Data provided -
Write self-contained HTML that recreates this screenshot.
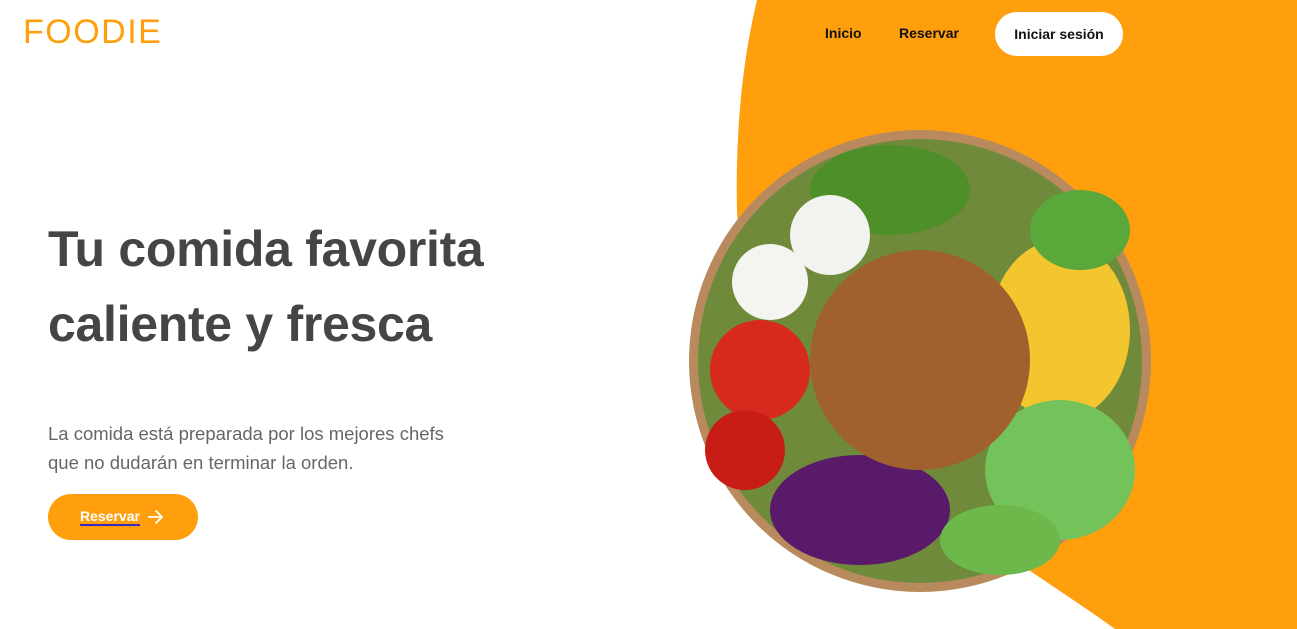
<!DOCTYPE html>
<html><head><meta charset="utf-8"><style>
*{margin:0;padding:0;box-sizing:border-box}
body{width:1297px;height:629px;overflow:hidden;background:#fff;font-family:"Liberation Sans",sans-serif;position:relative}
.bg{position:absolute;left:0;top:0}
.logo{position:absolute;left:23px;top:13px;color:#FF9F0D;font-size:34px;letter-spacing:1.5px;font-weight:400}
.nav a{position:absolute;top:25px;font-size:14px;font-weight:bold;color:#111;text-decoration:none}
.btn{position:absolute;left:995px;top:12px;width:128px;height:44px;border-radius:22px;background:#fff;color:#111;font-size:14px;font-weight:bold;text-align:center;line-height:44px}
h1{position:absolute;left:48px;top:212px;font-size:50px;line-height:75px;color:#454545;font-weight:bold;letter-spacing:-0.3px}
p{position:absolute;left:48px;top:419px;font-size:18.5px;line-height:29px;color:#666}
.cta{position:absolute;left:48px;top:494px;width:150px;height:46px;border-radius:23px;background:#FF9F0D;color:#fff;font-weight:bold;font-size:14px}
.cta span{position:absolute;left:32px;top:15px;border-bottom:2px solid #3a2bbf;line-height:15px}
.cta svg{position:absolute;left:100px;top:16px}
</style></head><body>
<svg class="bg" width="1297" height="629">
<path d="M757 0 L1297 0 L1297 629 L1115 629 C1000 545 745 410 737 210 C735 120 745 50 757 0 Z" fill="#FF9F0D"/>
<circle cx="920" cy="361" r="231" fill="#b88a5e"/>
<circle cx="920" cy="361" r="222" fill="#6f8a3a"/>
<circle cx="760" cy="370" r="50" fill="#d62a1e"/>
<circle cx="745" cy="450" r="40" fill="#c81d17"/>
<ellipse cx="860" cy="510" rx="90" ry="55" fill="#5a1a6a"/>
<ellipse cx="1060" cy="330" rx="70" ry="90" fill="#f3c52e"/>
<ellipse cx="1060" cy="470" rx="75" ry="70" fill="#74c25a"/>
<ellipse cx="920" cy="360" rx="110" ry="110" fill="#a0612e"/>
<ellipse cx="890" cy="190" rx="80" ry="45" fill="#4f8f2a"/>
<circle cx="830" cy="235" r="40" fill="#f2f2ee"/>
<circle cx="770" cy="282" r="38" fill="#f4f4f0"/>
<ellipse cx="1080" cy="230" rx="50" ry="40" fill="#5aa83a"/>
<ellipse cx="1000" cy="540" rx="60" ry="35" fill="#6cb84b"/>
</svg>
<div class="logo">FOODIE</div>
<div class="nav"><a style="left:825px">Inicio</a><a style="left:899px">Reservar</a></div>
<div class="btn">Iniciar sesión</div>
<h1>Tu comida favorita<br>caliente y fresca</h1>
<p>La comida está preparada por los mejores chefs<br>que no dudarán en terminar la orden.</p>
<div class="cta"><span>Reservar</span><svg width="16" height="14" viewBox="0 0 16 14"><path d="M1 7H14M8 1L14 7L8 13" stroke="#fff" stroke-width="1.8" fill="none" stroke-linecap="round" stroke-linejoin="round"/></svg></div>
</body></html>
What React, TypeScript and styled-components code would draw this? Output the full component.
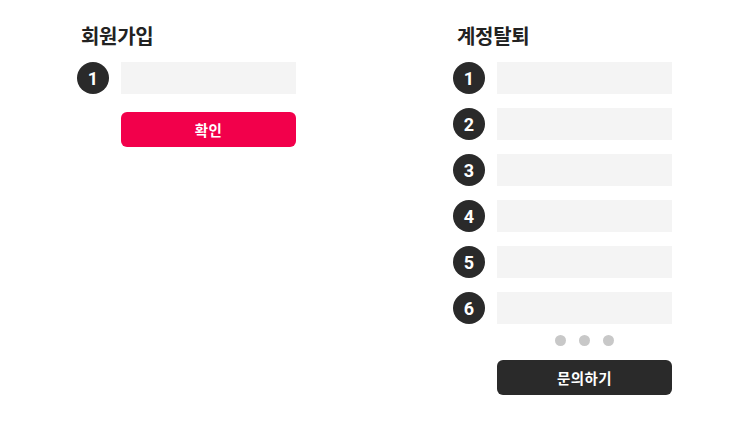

Exercise brief -
Every line above should be returned exactly; the pictures stay out.

Output below -
Write self-contained HTML that recreates this screenshot.
<!DOCTYPE html>
<html><head><meta charset="utf-8"><style>
*{margin:0;padding:0;box-sizing:border-box}
body{width:1297px;height:629px;overflow:hidden;background:#fff;font-family:"Liberation Sans",sans-serif;position:relative}
.bg{position:absolute;left:0;top:0}
.logo{position:absolute;left:23px;top:13px;color:#FF9F0D;font-size:34px;letter-spacing:1.5px;font-weight:400}
.nav a{position:absolute;top:25px;font-size:14px;font-weight:bold;color:#111;text-decoration:none}
.btn{position:absolute;left:995px;top:12px;width:128px;height:44px;border-radius:22px;background:#fff;color:#111;font-size:14px;font-weight:bold;text-align:center;line-height:44px}
h1{position:absolute;left:48px;top:212px;font-size:50px;line-height:75px;color:#454545;font-weight:bold;letter-spacing:-0.3px}
p{position:absolute;left:48px;top:419px;font-size:18.5px;line-height:29px;color:#666}
.cta{position:absolute;left:48px;top:494px;width:150px;height:46px;border-radius:23px;background:#FF9F0D;color:#fff;font-weight:bold;font-size:14px}
.cta span{position:absolute;left:32px;top:15px;border-bottom:2px solid #3a2bbf;line-height:15px}
.cta svg{position:absolute;left:100px;top:16px}
</style></head><body>
<svg class="bg" width="1297" height="629">
<path d="M757 0 L1297 0 L1297 629 L1115 629 C1000 545 745 410 737 210 C735 120 745 50 757 0 Z" fill="#FF9F0D"/>
<circle cx="920" cy="361" r="231" fill="#b88a5e"/>
<circle cx="920" cy="361" r="222" fill="#6f8a3a"/>
<circle cx="760" cy="370" r="50" fill="#d62a1e"/>
<circle cx="745" cy="450" r="40" fill="#c81d17"/>
<ellipse cx="860" cy="510" rx="90" ry="55" fill="#5a1a6a"/>
<ellipse cx="1060" cy="330" rx="70" ry="90" fill="#f3c52e"/>
<ellipse cx="1060" cy="470" rx="75" ry="70" fill="#74c25a"/>
<ellipse cx="920" cy="360" rx="110" ry="110" fill="#a0612e"/>
<ellipse cx="890" cy="190" rx="80" ry="45" fill="#4f8f2a"/>
<circle cx="830" cy="235" r="40" fill="#f2f2ee"/>
<circle cx="770" cy="282" r="38" fill="#f4f4f0"/>
<ellipse cx="1080" cy="230" rx="50" ry="40" fill="#5aa83a"/>
<ellipse cx="1000" cy="540" rx="60" ry="35" fill="#6cb84b"/>
</svg>
<div class="logo">FOODIE</div>
<div class="nav"><a style="left:825px">Inicio</a><a style="left:899px">Reservar</a></div>
<div class="btn">Iniciar sesión</div>
<h1>Tu comida favorita<br>caliente y fresca</h1>
<p>La comida está preparada por los mejores chefs<br>que no dudarán en terminar la orden.</p>
<div class="cta"><span>Reservar</span><svg width="16" height="14" viewBox="0 0 16 14"><path d="M1 7H14M8 1L14 7L8 13" stroke="#fff" stroke-width="1.8" fill="none" stroke-linecap="round" stroke-linejoin="round"/></svg></div>
</body></html>
What React, TypeScript and styled-components code would draw this? Output the full component.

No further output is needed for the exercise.